民放は「禁断の領域」に踏み込んでしまったのか(写真:Sinisa Botas/Shutterstock.com)

 最近の民放の地上波テレビでは、番組の中で食品会社などの新商品やキャンペーンを取り上げる場面をよく見かける。バラエティー番組やワイドショーでは今に始まったことではないが、ついには特に「公正・中立」が求められるはずのニュース番組でも、そうした宣伝まがいの場面が散見されるようになった。

 なんとかして広告収入を上げたいという事情があるにしても、越えてはいけない一線を越えているのではないか。
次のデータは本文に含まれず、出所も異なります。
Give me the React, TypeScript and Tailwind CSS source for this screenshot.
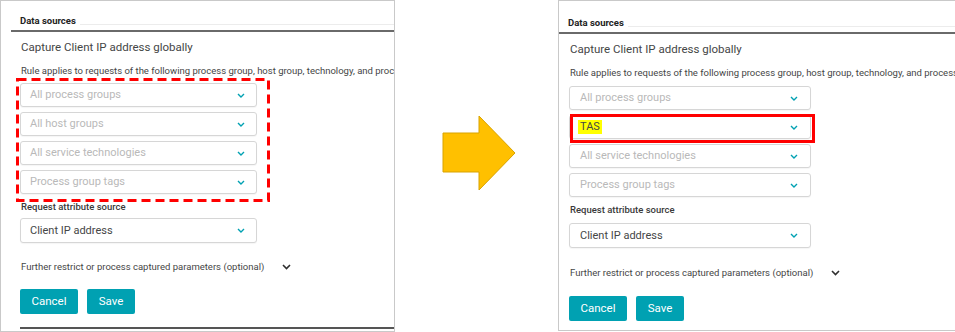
import clsx from "clsx";

function SmallChevron() {
  return (
    <svg width="8" height="5" viewBox="0 0 8 5" fill="none">
      <path d="M1 1l3 3 3-3" stroke="#00a1b2" strokeWidth="1.4" />
    </svg>
  );
}

function DarkChevron() {
  return (
    <svg width="9" height="6" viewBox="0 0 9 6" fill="none">
      <path d="M1 1l3.5 3.5L8 1" stroke="#2f2f2f" strokeWidth="1.6" />
    </svg>
  );
}

interface SelectProps {
  text: string;
  placeholder?: boolean;
  highlight?: boolean;
  wide?: boolean;
  tall?: boolean;
}

function Select({ text, placeholder, highlight, wide, tall }: SelectProps) {
  return (
    <div
      className={clsx(
        "flex items-center justify-between bg-white border border-[#d6d6d6] rounded-[3px] shadow-[0_1px_1px_rgba(0,0,0,0.04)]",
        wide ? "w-[242px] pl-[10px] pr-[12px]" : "w-[237px] pl-[9px] pr-[11px]",
        tall ? "h-[25px]" : "h-[24px]"
      )}
    >
      <span
        className={clsx(
          "text-[11px] leading-[14px]",
          placeholder ? "text-[#b9b9b9]" : "text-[#454646]",
          highlight && "bg-[#ffff00] px-[2px] -ml-[2px]"
        )}
      >
        {text}
      </span>
      <SmallChevron />
    </div>
  );
}

function Panel({ right }: { right?: boolean }) {
  return (
    <div
      className={clsx(
        "relative overflow-hidden bg-white border-[#c9c9c9] text-[#454646]",
        right ? "flex-1 h-[331px] border-l border-t border-b" : "w-[395px] h-[332px] border"
      )}
    >
      {/* tab header */}
      <div className={clsx(!right && "pl-[10px]")}>
        <div className={clsx("flex", right ? "h-[31px] pt-[15px]" : "h-[29px] pt-[13px]")}>
          <span className="pl-[9px] pr-[4px] text-[9.5px] font-bold leading-[14px] text-[#222]">Data sources</span>
          <div className="flex-1 h-px mt-[10px] bg-[#ececec]" />
        </div>
        <div className="h-[2px] bg-[#6a6a6a]" />
      </div>

      <div className={clsx("whitespace-nowrap", right ? "pl-[10px]" : "pl-[19px]")}>
        <div className="mt-[7px] text-[11.5px] leading-[16px] pl-px">Capture Client IP address globally</div>
        <div className="mt-[10px] text-[9.5px] leading-[12px] pl-px">
          Rule applies to requests of the following process group, host group, technology, and process group tags
        </div>

        <div className={clsx("flex flex-col gap-[5px]", right ? "mt-[7px]" : "mt-[6px]")}>
          <Select text="All process groups" placeholder wide={right} />
          {right ? (
            <Select text="TAS" highlight wide />
          ) : (
            <Select text="All host groups" placeholder />
          )}
          <Select text="All service technologies" placeholder wide={right} />
          <Select text="Process group tags" placeholder wide={right} />
        </div>

        <div className="mt-[7px] text-[9.5px] leading-[12px] font-medium text-[#3a3a3a] pl-px">Request attribute source</div>
        <div className={right ? "mt-[7px]" : "mt-[5px]"}>
          <Select text="Client IP address" wide={right} tall />
        </div>

        <div className={clsx("flex items-center gap-[18px] pl-px", right ? "mt-[19px]" : "mt-[18px]")}>
          <span className="text-[9.5px] leading-[12px]">Further restrict or process captured parameters (optional)</span>
          <DarkChevron />
        </div>

        <div className={clsx("flex gap-[9px]", right ? "mt-[17px]" : "mt-[16px]")}>
          <button className="h-[25px] w-[58px] rounded-[2px] bg-[#00a1b2] text-white text-[11.5px]">
            Cancel
          </button>
          <button className="h-[25px] w-[48px] rounded-[2px] bg-[#00a1b2] text-white text-[11.5px]">
            Save
          </button>
        </div>

        {!right && <div className="mt-[13px] h-[2px] bg-[#555]" />}
      </div>

      {/* annotations */}
      {right ? (
        <div className="absolute left-[11px] top-[113px] w-[245px] h-[29px] border-[3px] border-[#ff0000]" />
      ) : (
        <svg className="absolute left-[15px] top-[77px]" width="254" height="124" viewBox="0 0 254 124" fill="none">
          <rect x="1.5" y="1.5" width="251" height="121" stroke="#ff0000" strokeWidth="3" strokeDasharray="9 5" />
        </svg>
      )}
    </div>
  );
}

function Arrow() {
  return (
    <svg width="74" height="76" viewBox="0 0 74 76" fill="none">
      <path d="M1 18h36V1l36 37-36 37V57H1z" fill="#ffc000" stroke="#d9a300" strokeWidth="1" />
    </svg>
  );
}

export default function App() {
  return (
    <div className="w-[955px] h-[332px] flex bg-white font-['Roboto',sans-serif] overflow-hidden">
      <Panel />
      <div className="w-[163px] flex items-center justify-center pb-[27px] pl-[4px]">
        <Arrow />
      </div>
      <Panel right />
    </div>
  );
}
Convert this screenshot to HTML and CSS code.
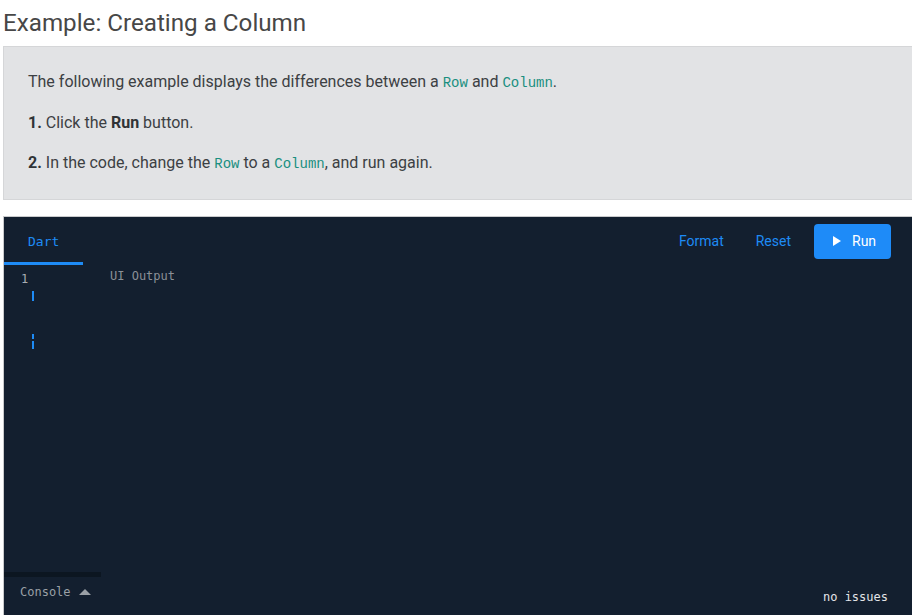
FILE: index.html
```html
<!DOCTYPE html>
<html lang="en">
<head>
<meta charset="utf-8">
<title>Example: Creating a Column</title>
<link rel="stylesheet" href="styles.css">
</head>
<body>
<div class="page">
  <h2 class="title">Example: Creating a Column</h2>
  <div class="note">
    <p>The following example displays the differences between a <code>Row</code> and <code>Column</code>.</p>
    <p><b>1.</b> Click the <b>Run</b> button.</p>
    <p><b>2.</b> In the code, change the <code>Row</code> to a <code>Column</code>, and run again.</p>
  </div>
  <div class="pad">
    <div class="pad-header">
      <div class="tab">Dart</div>
      <div class="actions">
        <span class="link">Format</span>
        <span class="link">Reset</span>
        <button class="run"><svg width="10" height="12" viewBox="0 0 10 12"><path d="M1 1 L9 6 L1 11 Z" fill="#fff"/></svg><span>Run</span></button>
      </div>
    </div>
    <div class="pad-body">
      <div class="editor">
        <div class="gutter">
          <div class="lineno">1</div>
          <div class="cursor c1"></div>
          <div class="cursor c2"></div>
          <div class="cursor c3"></div>
        </div>
        <div class="scrollbar"></div>
      </div>
      <div class="output">
        <div class="output-label">UI Output</div>
      </div>
    </div>
    <div class="pad-footer">
      <div class="console">Console <span class="tri"></span></div>
      <div class="issues">no issues</div>
    </div>
  </div>
</div>
</body>
</html>
```
FILE: styles.css
```css
html, body {
  margin: 0;
  padding: 0;
  background: #fff;
  overflow: hidden;
}
.page {
  padding-left: 3px;
  width: 911px;
  font-family: Roboto, "Noto Sans", sans-serif;
}
.title {
  font-family: Roboto, "Noto Sans", sans-serif;
  font-weight: 400;
  font-size: 24.2px;
  line-height: 28px;
  color: #474747;
  margin: 9px 0 9px 0;
}
.note {
  background: #e2e3e5;
  border: 1px solid #d5d6d8;
  padding: 23px 24px;
  color: #3c4043;
  font-size: 16px;
}
.note p {
  margin: 0 0 16px 0;
  line-height: 24px;
}
.note p:last-child { margin-bottom: 0; }
.note b { font-weight: 700; color: #303336; }
.note code {
  font-family: "Liberation Mono", "DejaVu Sans Mono", monospace;
  font-size: 14px;
  color: #1a8f80;
}
.pad {
  margin-top: 16px;
  width: 911px;
  height: 400px;
  background: #131f2f;
  border: 1px solid #c9cacc;
  display: flex;
  flex-direction: column;
}
.pad-header {
  height: 48px;
  display: flex;
  align-items: stretch;
  justify-content: space-between;
  padding-right: 24px;
}
.tab {
  width: 79px;
  box-sizing: border-box;
  padding-left: 24px;
  display: flex;
  align-items: center;
  font-family: "DejaVu Sans Mono", "Liberation Mono", monospace;
  font-size: 13px;
  color: #1e8bf5;
  border-bottom: 3px solid #1e8bf5;
  padding-top: 3px;
}
.actions {
  display: flex;
  align-items: center;
}
.link {
  font-size: 14px;
  color: #1e8bf5;
  margin-right: 32px;
}
.link + .link { margin-right: 23px; }
.run {
  height: 35px;
  width: 77px;
  border: none;
  border-radius: 4px;
  background: #1e8bf8;
  color: #fff;
  font-family: Roboto, sans-serif;
  font-size: 14px;
  display: flex;
  align-items: center;
  padding: 0 0 0 18px;
  gap: 10px;
}
.pad-body {
  flex: 1;
  display: flex;
  min-height: 0;
}
.editor {
  width: 97px;
  display: flex;
  flex-direction: column;
  justify-content: space-between;
}
.gutter {
  position: relative;
  flex: 1;
}
.lineno {
  font-family: "DejaVu Sans Mono", "Liberation Mono", monospace;
  font-size: 12px;
  color: #a8adb3;
  margin: 7px 0 0 17px;
}
.cursor {
  position: absolute;
  left: 28px;
  width: 2px;
  background: #1e8bf5;
}
.c1 { top: 26px; height: 10px; }
.c2 { top: 69px; height: 5px; }
.c3 { top: 76px; height: 8px; }
.scrollbar {
  height: 5px;
  background: #0c1621;
}
.output {
  flex: 1;
  padding: 4px 0 0 9px;
}
.output-label {
  font-family: "DejaVu Sans Mono", "Liberation Mono", monospace;
  font-size: 12px;
  color: #8b9097;
}
.pad-footer {
  height: 40px;
  display: flex;
  justify-content: space-between;
  align-items: flex-start;
  padding: 0 27px 0 16px;
}
.console {
  font-family: "DejaVu Sans Mono", "Liberation Mono", monospace;
  font-size: 12px;
  color: #9aa0a6;
  margin-top: 8px;
  display: flex;
  align-items: center;
  gap: 8px;
}
.tri {
  width: 0;
  height: 0;
  border-left: 6px solid transparent;
  border-right: 6px solid transparent;
  border-bottom: 6px solid #9aa0a6;
}
.issues {
  font-family: "DejaVu Sans Mono", "Liberation Mono", monospace;
  font-size: 12px;
  color: #e3e5e8;
  margin-top: 13px;
}
```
「視聴者に有益な情報を提供している」という理屈はあるのだろうが、それはあまりにご都合主義だろう。

(岡部 隆明:就職コンサルタント、元テレビ朝日人事部長)

減退が続く地上波テレビのパワー

 毎週水曜日の読売新聞朝刊に「週間視聴率ベスト20(ビデオリサーチ社調べ)」が掲載されます。定点観測をしていると、少しずつ数字が下がってきていることに気づきます。
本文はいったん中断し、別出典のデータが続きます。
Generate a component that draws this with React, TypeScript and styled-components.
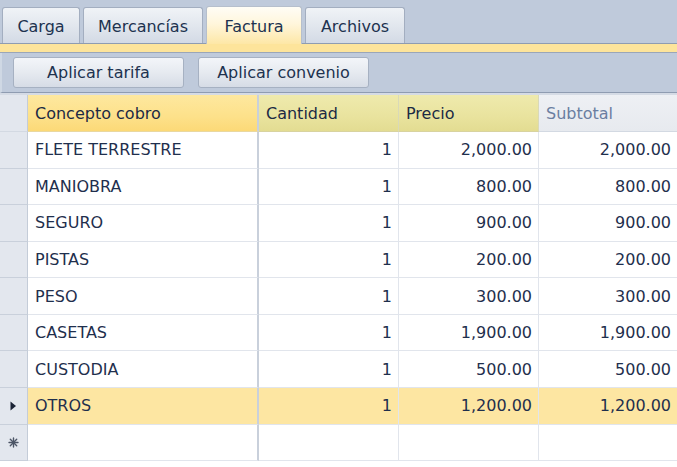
import React from "react";
import styled, { createGlobalStyle, css } from "styled-components";

const GlobalStyle = createGlobalStyle`
  html, body { margin: 0; padding: 0; background: #ffffff; }
  body { font-family: "DejaVu Sans", "Liberation Sans", sans-serif; }
  * { box-sizing: border-box; }
`;

const Frame = styled.div`
  width: 677px;
  height: 467px;
  overflow: hidden;
  background: #ffffff;
  display: flex;
  flex-direction: column;
  font-family: "DejaVu Sans", "Liberation Sans", sans-serif;
  color: #1f2f4d;
`;

const TabStrip = styled.div`
  height: 44px;
  display: flex;
  align-items: flex-end;
  gap: 3px;
  padding: 0 0 0 2px;
  background: linear-gradient(to top, #8f9cb1 0, #8f9cb1 1px, #bfcadb 1px, #bfcadb 100%);
`;

const Tab = styled.div<{ $active?: boolean; $w: number }>`
  width: ${(p) => p.$w}px;
  height: ${(p) => (p.$active ? 38 : 36)}px;
  margin-bottom: ${(p) => (p.$active ? 0 : 1)}px;
  display: flex;
  align-items: center;
  justify-content: center;
  padding-top: 1px;
  font-size: 16px;
  color: #20324f;
  border: 1px solid #a3aec0;
  border-bottom: none;
  border-radius: 3px 3px 0 0;
  ${(p) =>
    p.$active
      ? css`
          background: linear-gradient(to bottom, #fffdf6 0%, #fff6dc 45%, #fde7a6 100%);
          border-color: #b6bfcc;
        `
      : css`
          background: linear-gradient(to bottom, #f0f3f7 0%, #e2e7ee 50%, #d3dae5 100%);
        `}
`;

const Band = styled.div`
  height: 9px;
  background: #fde49b;
  border-bottom: 1px solid #9aa6b8;
`;

const Toolbar = styled.div`
  height: 40px;
  display: flex;
  align-items: center;
  gap: 14px;
  padding: 0 0 0 11px;
  background: #bfcadb;
  border-bottom: 1px solid #8f9cb1;
  border-left: 2px solid #cfd8e4;
`;

const Button = styled.div`
  width: 171px;
  height: 31px;
  display: flex;
  align-items: center;
  justify-content: center;
  font-size: 16px;
  color: #20324f;
  border: 1px solid #a6b1c2;
  border-radius: 3px;
  background: linear-gradient(to bottom, #f3f5f9 0%, #e6eaf0 50%, #d6dce6 100%);
`;

const Gap = styled.div`
  height: 2px;
  background: #d5dbe5;
`;

const Grid = styled.div`
  display: flex;
  flex-direction: column;
  background: #ffffff;
`;

const COLS = "28px 231px 140px 140px 1fr";

const HeaderRow = styled.div`
  display: grid;
  grid-template-columns: ${COLS};
  height: 37px;
`;

type Tone = "blank" | "key" | "olive" | "plain";

const HeaderCell = styled.div<{ $tone: Tone }>`
  display: flex;
  align-items: center;
  padding: 0 7px;
  font-size: 16px;
  border-bottom: 1px solid #d3d9e2;
  border-right: 1px solid #d0d6df;
  ${(p) =>
    p.$tone === "blank" &&
    css`
      background: #e3e7ee;
      border-right-color: #c4ccd8;
    `}
  ${(p) =>
    p.$tone === "key" &&
    css`
      background: linear-gradient(to bottom, #fee89f 0%, #fde18a 60%, #fcd977 100%);
      border-right: 2px solid #c9d0db;
      border-bottom-color: #e9d8a0;
      color: #1c2a44;
    `}
  ${(p) =>
    p.$tone === "olive" &&
    css`
      background: linear-gradient(to bottom, #efeaad 0%, #e9e39e 60%, #e3dc92 100%);
      border-right-color: #d9d9b8;
      border-bottom-color: #d8d3a0;
      color: #1c2a44;
    `}
  ${(p) =>
    p.$tone === "plain" &&
    css`
      background: linear-gradient(to bottom, #eef0f4 0%, #e7eaef 100%);
      color: #6a7ea1;
      border-right: none;
    `}
`;

const Row = styled.div<{ $selected?: boolean }>`
  display: grid;
  grid-template-columns: ${COLS};
  height: 36.57px;
  background: ${(p) => (p.$selected ? "#fde6a2" : "#ffffff")};
`;

const Indicator = styled.div`
  display: flex;
  align-items: center;
  justify-content: center;
  background: #e3e7ee;
  border-right: 1px solid #c4ccd8;
  border-bottom: 1px solid #c9d0db;
`;

const Cell = styled.div<{ $num?: boolean; $key?: boolean; $last?: boolean }>`
  display: flex;
  align-items: center;
  justify-content: ${(p) => (p.$num ? "flex-end" : "flex-start")};
  padding: 0 6px 0 7px;
  font-size: 16px;
  color: #1f2f4d;
  border-bottom: 1px solid #e1e5ec;
  border-right: ${(p) => (p.$key ? "2px solid #c9d0db" : p.$last ? "none" : "1px solid #e1e5ec")};
`;

const Arrow = () => (
  <svg width="7" height="10" viewBox="0 0 7 10">
    <path d="M0.5 0.5 L6 5 L0.5 9.5 Z" fill="#1b2336" />
  </svg>
);

const NewMark = () => (
  <svg width="11" height="11" viewBox="0 0 11 11" stroke="#4c5566" strokeWidth="1.4" strokeLinecap="round">
    <line x1="5.5" y1="1" x2="5.5" y2="10" />
    <line x1="1" y1="5.5" x2="10" y2="5.5" />
    <line x1="2.3" y1="2.3" x2="8.7" y2="8.7" />
    <line x1="8.7" y1="2.3" x2="2.3" y2="8.7" />
  </svg>
);

const rows = [
  ["FLETE TERRESTRE", "1", "2,000.00", "2,000.00"],
  ["MANIOBRA", "1", "800.00", "800.00"],
  ["SEGURO", "1", "900.00", "900.00"],
  ["PISTAS", "1", "200.00", "200.00"],
  ["PESO", "1", "300.00", "300.00"],
  ["CASETAS", "1", "1,900.00", "1,900.00"],
  ["CUSTODIA", "1", "500.00", "500.00"],
  ["OTROS", "1", "1,200.00", "1,200.00"],
];

export default function App() {
  return (
    <>
      <GlobalStyle />
      <Frame>
        <TabStrip>
          <Tab $w={78}>Carga</Tab>
          <Tab $w={120}>Mercancías</Tab>
          <Tab $w={96} $active>Factura</Tab>
          <Tab $w={100}>Archivos</Tab>
        </TabStrip>
        <Band />
        <Toolbar>
          <Button>Aplicar tarifa</Button>
          <Button>Aplicar convenio</Button>
        </Toolbar>
        <Gap />
        <Grid>
          <HeaderRow>
            <HeaderCell $tone="blank" />
            <HeaderCell $tone="key">Concepto cobro</HeaderCell>
            <HeaderCell $tone="olive">Cantidad</HeaderCell>
            <HeaderCell $tone="olive">Precio</HeaderCell>
            <HeaderCell $tone="plain">Subtotal</HeaderCell>
          </HeaderRow>
          {rows.map((r, i) => {
            const selected = i === rows.length - 1;
            return (
              <Row key={r[0]} $selected={selected}>
                <Indicator>{selected && <Arrow />}</Indicator>
                <Cell $key>{r[0]}</Cell>
                <Cell $num>{r[1]}</Cell>
                <Cell $num>{r[2]}</Cell>
                <Cell $num $last>{r[3]}</Cell>
              </Row>
            );
          })}
          <Row>
            <Indicator>
              <NewMark />
            </Indicator>
            <Cell $key />
            <Cell />
            <Cell />
            <Cell $last />
          </Row>
        </Grid>
      </Frame>
    </>
  );
}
 その変化を実感するのは、20位の番組の数字です。2年くらい前まではおおむね10%以上を維持していましたが、このところ9%台に落ち込むことがほとんどです。ちなみに、7月10日に掲載された「7月1日~7日のベスト20」の20位を見ると、NHK「あさイチ」で、9.4%でした。
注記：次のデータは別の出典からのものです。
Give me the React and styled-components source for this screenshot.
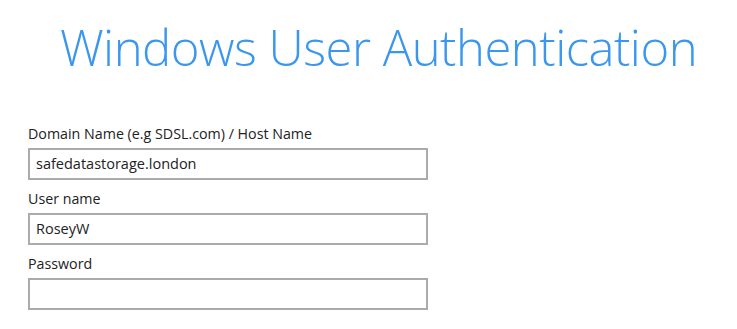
import React from "react";
import styled, {createGlobalStyle} from "styled-components";

const GlobalStyle = createGlobalStyle`
body {
  margin: 0;
  background: #ffffff;
  font-family: "Open Sans", "Noto Sans", sans-serif;
}
`;

const Page = styled.div`
width: 737px;
height: 329px;
overflow: hidden;
background: #ffffff;
`;

const Title = styled.h1`
margin: 14px 0 0 0;
padding-left: 20px;
text-align: center;
font-family: "Open Sans", sans-serif;
font-weight: 300;
font-size: 49px;
letter-spacing: -0.5px;
line-height: 67px;
color: #3b97ee;
`;

const Form = styled.div`
display: flex;
flex-direction: column;
gap: 9px;
padding: 43px 0 0 28px;
`;

const Field = styled.div`
display: flex;
flex-direction: column;
gap: 5px;
`;

const Label = styled.label`
font-size: 14.25px;
line-height: 19px;
color: #222222;
`;

const Input = styled.div`
box-sizing: border-box;
width: 400px;
height: 32px;
border: 2px solid #ababab;
padding: 0 6px;
font-size: 14.5px;
line-height: 28px;
color: #222222;
`;

const fields = [
    {label: "Domain Name (e.g SDSL.com) / Host Name", value: "safedatastorage.london"},
    {label: "User name", value: "RoseyW"},
    {label: "Password", value: ""},
];

export default function App(){
    return(
        <Page>
            <GlobalStyle/>
            <Title>Windows User Authentication</Title>
            <Form>
                {fields.map(f=>(
                    <Field key={f.label}>
                        <Label>{f.label}</Label>
                        <Input>{f.value}</Input>
                    </Field>
                ))}
            </Form>
        </Page>
    )
}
注:読売新聞7月10日朝刊「深読み視聴率」から表を作成。ビデオリサーチ社調べ

 20位の番組が9%台ということは、大多数が2ケタに達していないことになります。地上波テレビのパワーが減退している表れですが、それを端的に示すデータがあります。

2023年度の年間平均「世帯視聴率」<ゴールデンタイム(19~22時)>
第1位:テレビ朝日 8.9%(前年度比▲0.6%)
ビデオリサーチ社調べ

 テレビがよく視聴される時間帯である「ゴールデンタイム」で、1位が8%台というのは往時を知る一人として寂しいことです。さかのぼってみると、2006年度の「ゴールデンタイム」の1位はフジテレビの「14.1%」でした。数字だけで語るのは一面的ですが、地上波テレビのパワーが約6割になったことを示しています。

 民放各局としては、広告収入の減収を食い止め、反転させることが共通の課題です。とは言っても、簡単に視聴率が跳ね上がるものでもありません。そうした背景から、由々しき状態になっていると感じていることがあります。

 それは、CMではなく番組の本編で「明らかに商品の宣伝だろう」と思われる場面に出くわすことが非常に多くなったことです。